One can define the probability mass function in together; that is ah, probability of x 1
comma P of x 1 comma x 2. That is with the variable x 1 comma x 2; that means, the
probability of X 1 takes a value small x 1, and X 2 takes a value small x 2. Where small
x 1 is the images of X 1 or ranges of X 1, and small x 2 is the ranges of the random
variable X 2 or the images of X 2. Put together that is the probability of X 1 takes a value
small x 1 x 2 takes a value small x 2. This is nothing but the p of collection of w; such
that X 1 of w that is equal to X 1 and X 2 of w that is equal to x 2 and w belonging to
omega; that means, this is the event collection of possible outcomes satisfying this event.

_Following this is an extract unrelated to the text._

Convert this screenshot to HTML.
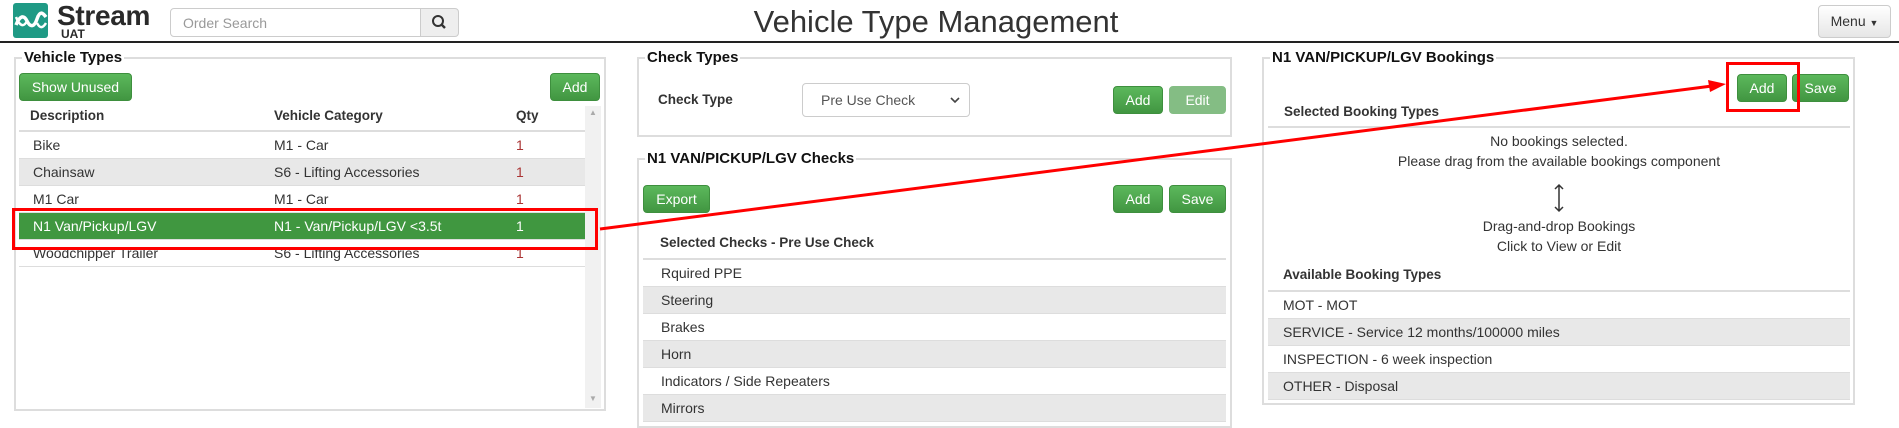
<!DOCTYPE html>
<html><head><meta charset="utf-8"><style>
*{box-sizing:border-box;margin:0;padding:0}
body{width:1899px;height:418px;overflow:hidden;background:#fff;font-family:"Liberation Sans",Arial,sans-serif;font-size:14px;color:#333;position:relative}
.a{position:absolute}
.btn{position:absolute;background:linear-gradient(#5cb85c,#419641);border:1px solid #3e8f3e;border-radius:4px;color:#fff;font-size:14px;text-align:center;line-height:26px}
.fs{position:absolute;border:2px solid #ddd}
.lg{position:absolute;top:-11px;left:6px;background:#fff;padding:0 2px;font-weight:bold;font-size:15px;color:#111;line-height:20px}
.row{position:absolute;height:27px;line-height:26px;border-bottom:1px solid #ddd}
.g{background:#e8e8e8}
.hd{position:absolute;font-weight:bold;font-size:13.5px;color:#333}
</style></head><body>
<div class="a" style="left:13px;top:3px;width:35px;height:35px;background:#1f9a85;border-radius:3px">
<svg width="35" height="35" viewBox="0 0 35 35"><path d="M3 22 C7 12,11 12,14 18 S21 25,24 16 S30 10,33 14" stroke="#fff" stroke-width="3.5" fill="none"/><path d="M3 14 C7 24,11 24,14 18" stroke="#fff" stroke-width="2.5" fill="none"/><path d="M24 20 C27 26,30 25,33 20" stroke="#fff" stroke-width="2.5" fill="none"/></svg></div>
<div class="a" style="left:57px;top:0px;font-size:28px;font-weight:bold;color:#2a2a2a;letter-spacing:-0.3px">Stream</div>
<div class="a" style="left:61px;top:27px;font-size:12px;font-weight:bold;color:#2a2a2a">UAT</div>
<div class="a" style="left:170px;top:8px;width:251px;height:29px;border:1px solid #ccc;border-radius:4px 0 0 4px;padding:6px 12px;color:#999;font-size:14px">Order Search</div>
<div class="a" style="left:420px;top:8px;width:39px;height:29px;border:1px solid #ccc;background:#eee;border-radius:0 4px 4px 0">
<svg width="37" height="27"><circle cx="17" cy="12" r="5" stroke="#333" stroke-width="2" fill="none"/><path d="M20.5 15.5 L24 19" stroke="#333" stroke-width="2.4"/></svg></div>
<div class="a" style="left:0;width:1880px;top:4px;text-align:center;font-size:31px;color:#333"><span style="position:relative;left:-4px">Vehicle Type Management</span></div>
<div class="a" style="left:1818px;top:5px;width:73px;height:33px;border:1px solid #ccc;border-radius:4px;background:linear-gradient(#fff,#e6e6e6);line-height:31px;text-align:center;font-size:14px">Menu <span style="font-size:9px">▼</span></div>
<div class="a" style="left:0;top:41px;width:1899px;height:2px;background:#222"></div>

<div class="fs" style="left:14px;top:57px;width:592px;height:354px">
<div class="lg">Vehicle Types</div></div>
<div class="btn" style="left:19px;top:73px;width:113px;height:28px">Show Unused</div>
<div class="btn" style="left:550px;top:73px;width:50px;height:28px">Add</div>
<div class="a" style="left:585px;top:106px;width:16px;height:302px;background:#f1f1f1"></div>
<div class="a" style="left:589px;top:108px;color:#aaa;font-size:8px">▲</div>
<div class="a" style="left:589px;top:394px;color:#aaa;font-size:8px">▼</div>
<div class="hd" style="left:30px;top:108px">Description</div>
<div class="hd" style="left:274px;top:108px">Vehicle Category</div>
<div class="hd" style="left:516px;top:108px">Qty</div>
<div class="a" style="left:19px;top:130px;width:566px;height:2px;background:#ddd"></div>
<div class="row" style="left:19px;top:132px;width:566px"><span class="a" style="left:14px">Bike</span><span class="a" style="left:255px">M1 - Car</span><span class="a" style="left:497px;color:#a33">1</span></div>
<div class="row g" style="left:19px;top:159px;width:566px"><span class="a" style="left:14px">Chainsaw</span><span class="a" style="left:255px">S6 - Lifting Accessories</span><span class="a" style="left:497px;color:#a33">1</span></div>
<div class="row" style="left:19px;top:186px;width:566px"><span class="a" style="left:14px">M1 Car</span><span class="a" style="left:255px">M1 - Car</span><span class="a" style="left:497px;color:#a33">1</span></div>
<div class="row" style="left:19px;top:213px;width:566px;background:#409740;color:#fff"><span class="a" style="left:14px">N1 Van/Pickup/LGV</span><span class="a" style="left:255px">N1 - Van/Pickup/LGV &lt;3.5t</span><span class="a" style="left:497px">1</span></div>
<div class="row" style="left:19px;top:240px;width:566px"><span class="a" style="left:14px">Woodchipper Trailer</span><span class="a" style="left:255px">S6 - Lifting Accessories</span><span class="a" style="left:497px;color:#a33">1</span></div>
<div class="a" style="left:12px;top:208px;width:586px;height:42px;border:3px solid #f00"></div>

<div class="fs" style="left:637px;top:57px;width:595px;height:80px"><div class="lg">Check Types</div></div>
<div class="hd" style="left:658px;top:92px">Check Type</div>
<div class="a" style="left:802px;top:83px;width:168px;height:34px;border:1px solid #ccc;border-radius:4px;padding:8px 18px;color:#555">Pre Use Check
<svg class="a" style="right:9px;top:13px" width="10" height="7"><path d="M1 1 L5 5 L9 1" stroke="#444" stroke-width="1.6" fill="none"/></svg></div>
<div class="btn" style="left:1113px;top:86px;width:50px;height:28px">Add</div>
<div class="btn" style="left:1169px;top:86px;width:57px;height:28px;background:#84bd84;border-color:#84bd84">Edit</div>

<div class="fs" style="left:637px;top:158px;width:595px;height:270px"><div class="lg">N1 VAN/PICKUP/LGV Checks</div></div>
<div class="btn" style="left:643px;top:185px;width:67px;height:28px">Export</div>
<div class="btn" style="left:1113px;top:185px;width:50px;height:28px">Add</div>
<div class="btn" style="left:1169px;top:185px;width:57px;height:28px">Save</div>
<div class="hd" style="left:660px;top:235px">Selected Checks - Pre Use Check</div>
<div class="a" style="left:643px;top:258px;width:583px;height:2px;background:#ddd"></div>
<div class="row" style="left:643px;top:260px;width:583px"><span class="a" style="left:18px">Rquired PPE</span></div>
<div class="row g" style="left:643px;top:287px;width:583px"><span class="a" style="left:18px">Steering</span></div>
<div class="row" style="left:643px;top:314px;width:583px"><span class="a" style="left:18px">Brakes</span></div>
<div class="row g" style="left:643px;top:341px;width:583px"><span class="a" style="left:18px">Horn</span></div>
<div class="row" style="left:643px;top:368px;width:583px"><span class="a" style="left:18px">Indicators / Side Repeaters</span></div>
<div class="row g" style="left:643px;top:395px;width:583px"><span class="a" style="left:18px">Mirrors</span></div>

<div class="fs" style="left:1262px;top:57px;width:593px;height:348px"><div class="lg">N1 VAN/PICKUP/LGV Bookings</div></div>
<div class="btn" style="left:1737px;top:74px;width:50px;height:28px">Add</div>
<div class="btn" style="left:1792px;top:74px;width:57px;height:28px">Save</div>
<div class="a" style="left:1726px;top:62px;width:74px;height:50px;border:3px solid #f00"></div>
<div class="hd" style="left:1284px;top:104px">Selected Booking Types</div>
<div class="a" style="left:1268px;top:126px;width:582px;height:2px;background:#ddd"></div>
<div class="a" style="left:1268px;width:582px;top:131px;text-align:center;line-height:20px">No bookings selected.<br>Please drag from the available bookings component</div>
<svg class="a" style="left:1553px;top:183px" width="12" height="30"><path d="M6 2 V28 M2 6 L6 2 L10 6 M2 24 L6 28 L10 24" stroke="#333" stroke-width="1.5" fill="none"/></svg>
<div class="a" style="left:1268px;width:582px;top:216px;text-align:center;line-height:20px">Drag-and-drop Bookings<br>Click to View or Edit</div>
<div class="hd" style="left:1283px;top:267px">Available Booking Types</div>
<div class="a" style="left:1268px;top:290px;width:582px;height:2px;background:#ddd"></div>
<div class="row" style="left:1268px;top:292px;width:582px"><span class="a" style="left:15px">MOT - MOT</span></div>
<div class="row g" style="left:1268px;top:319px;width:582px"><span class="a" style="left:15px">SERVICE - Service 12 months/100000 miles</span></div>
<div class="row" style="left:1268px;top:346px;width:582px"><span class="a" style="left:15px">INSPECTION - 6 week inspection</span></div>
<div class="row g" style="left:1268px;top:373px;width:582px"><span class="a" style="left:15px">OTHER - Disposal</span></div>

<svg class="a" style="left:0;top:0" width="1899" height="418"><line x1="600" y1="229" x2="1712" y2="86" stroke="#f00" stroke-width="3"/><path d="M1726 84 L1708 80 L1710 92 Z" fill="#f00"/></svg>
</body></html>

So, p of this event that is the probability of event satisfying this condition. So, this
function is called the joint probability mass function of the random variable X 1 comma
X 2. This is the probability mass at the point X 1 and X 2.
(Refer Slide Time: 03:08)
You can go for graphical representation of joint probability mass function x 1 x 2. So,
this is the probability mass function of x 1 comma x 2; that means, at some point in the 2
dimensional plane x 1 x 2 plane, whatever the smaller heights whatever the heights, that
is going to be the probability mass function at the point x 1 comma x 2.
Both are discrete type random variables; therefore, this can be represented in the 3
dimension plane x 1 is the one axis coordinate, and x 2 is a another coordinate, and
height is z axis is the probability at the point x 1 comma x 2. The joint probability mass
function satisfies 2 properties this is always going to be lies between, it is always lies
between 0 to 1 for a every x 1 comma x 2.
The second condition if you make a double summation of probability mass function at
the different x 1 x 2 that is going to be 1; that means, if you add all the heights over the X
1 X 2 plane that addition is going to be 1; that means, wherever there is a mass it has
greater than 0 if you had all the masses that is going to be 1. From the joint probability
mass function, one can get the probability mass function of x 1 and x 2, they are called
marginal distributions.
(Refer Slide Time: 05:08)
That means if I want to find out the probability mass function of x 1 from the joint
probability mass function of x 2 by summing it over x 2, I can get the probability mass
function of x 1. We can verify whether this is going to be the probability mass function,
in this summation this values always going to be greater or equal to 0, lies between 0 to
1, and if you make a summation over x i, x 1 that is going to be double summation over x
1 and x 2. That is going to be one therefore; this is the probability mass function of the
random variable X 1.
Similarly, one can find the probability mass function ofx 2 by summing over x 1 of joint
probability mass function so, this is the probability mass function of X 2. The way we
have done, we can go for n dimensional random variable, then we can get the probability
mass function of any one random variable by summing over the joint probability mass
function of x 1 to x n except j th variable x j.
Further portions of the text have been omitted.